* Instructions for the task
Extract each line containing the string "React".

########

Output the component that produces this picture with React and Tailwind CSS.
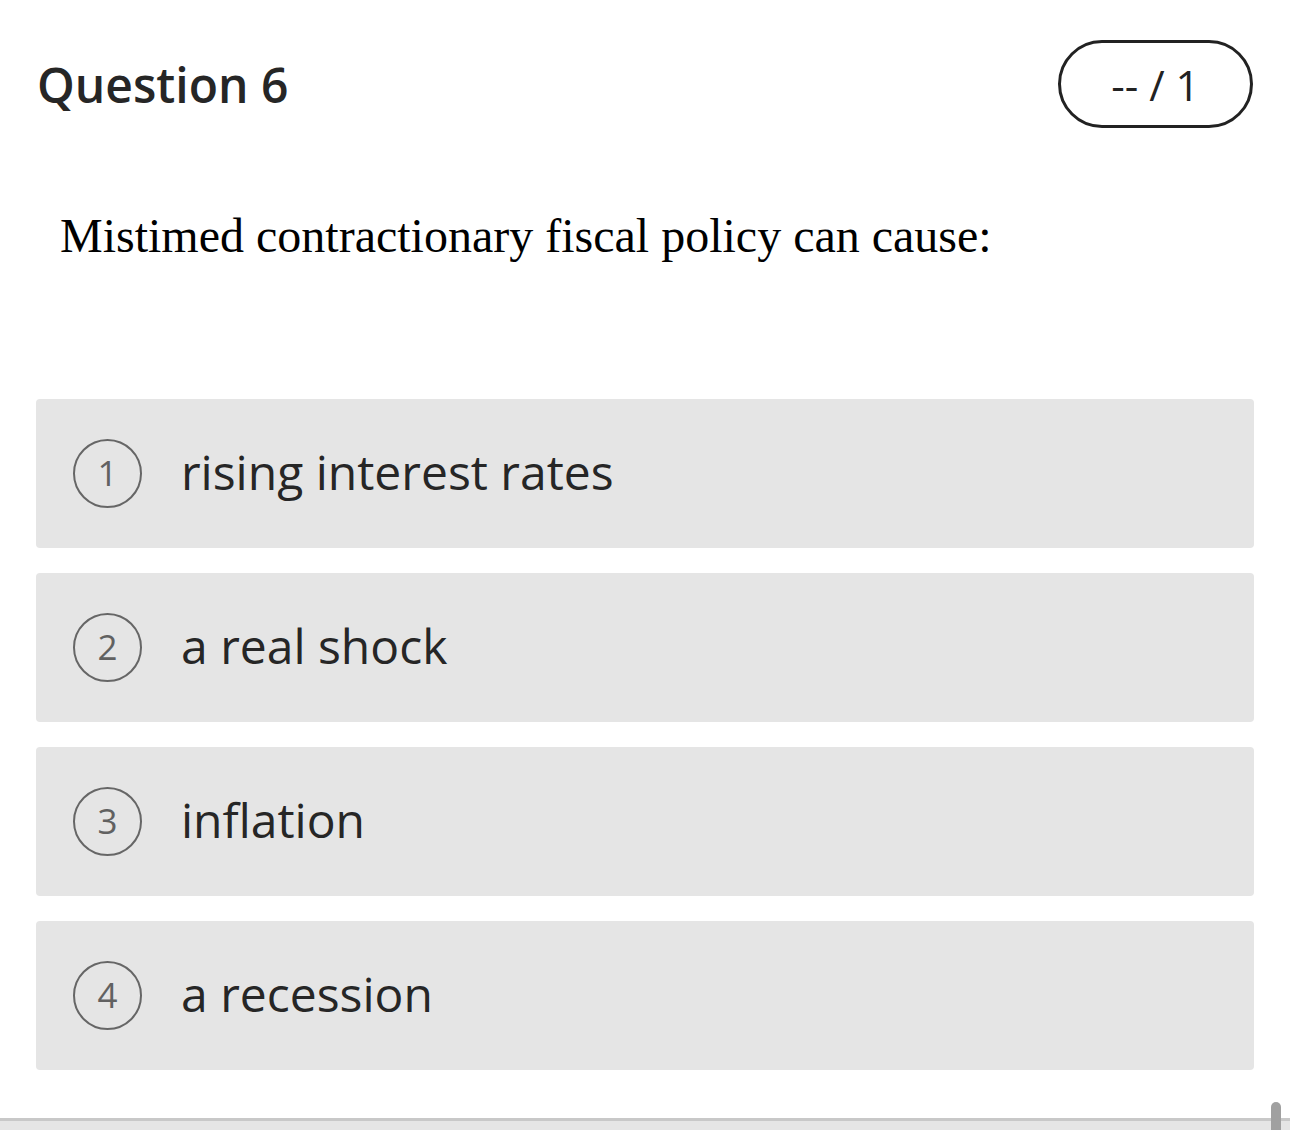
import React from 'react';

const options = ['rising interest rates', 'a real shock', 'inflation', 'a recession'];

export default function App() {
    return (
        <div className="w-[1290px] h-[1130px] bg-white overflow-hidden flex flex-col font-['Open_Sans',sans-serif] text-[#262626]">
            {/* Header */}
            <div className="flex items-center justify-between pl-[37px] pr-[37px] pt-[40px]">
                <h1 className="text-[48px] font-semibold leading-none mt-[2px]">Question 6</h1>
                <div className="w-[195px] h-[88px] rounded-full border-[3px] border-[#222] flex items-center justify-center text-[42px] text-[#222]">
                    -- / 1
                </div>
            </div>

            {/* Question text */}
            <p className="pl-[60px] mt-[84px] text-[48px] leading-none text-black font-['Liberation_Serif',serif]">
                Mistimed contractionary fiscal policy can cause:
            </p>

            {/* Options */}
            <div className="mt-[139px] px-[36px] flex flex-col gap-[25px]">
                {options.map((opt, i) => (
                    <div key={i} className="h-[149px] bg-[#e5e5e5] rounded-[4px] flex items-center pl-[37px]">
                        <div className="w-[69px] h-[69px] rounded-full border-[2.5px] border-[#666] flex items-center justify-center text-[35px] font-medium text-[#616161] shrink-0">
                            {i + 1}
                        </div>
                        <span className="ml-[39px] text-[48px] text-[#262626] leading-none -mt-[4px]">{opt}</span>
                    </div>
                ))}
            </div>

            {/* Bottom bar */}
            <div className="mt-auto relative h-[12px] border-t-[3px] border-[#c8c8c8] bg-[#e5e5e5]">
                <div className="absolute right-[9px] bottom-0 w-[10px] h-[28px] rounded-t-full bg-[#a0a0a0]" />
            </div>
        </div>
    );
}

########

* Result of the task
Output the component that produces this picture with React and Tailwind CSS.
import React from 'react';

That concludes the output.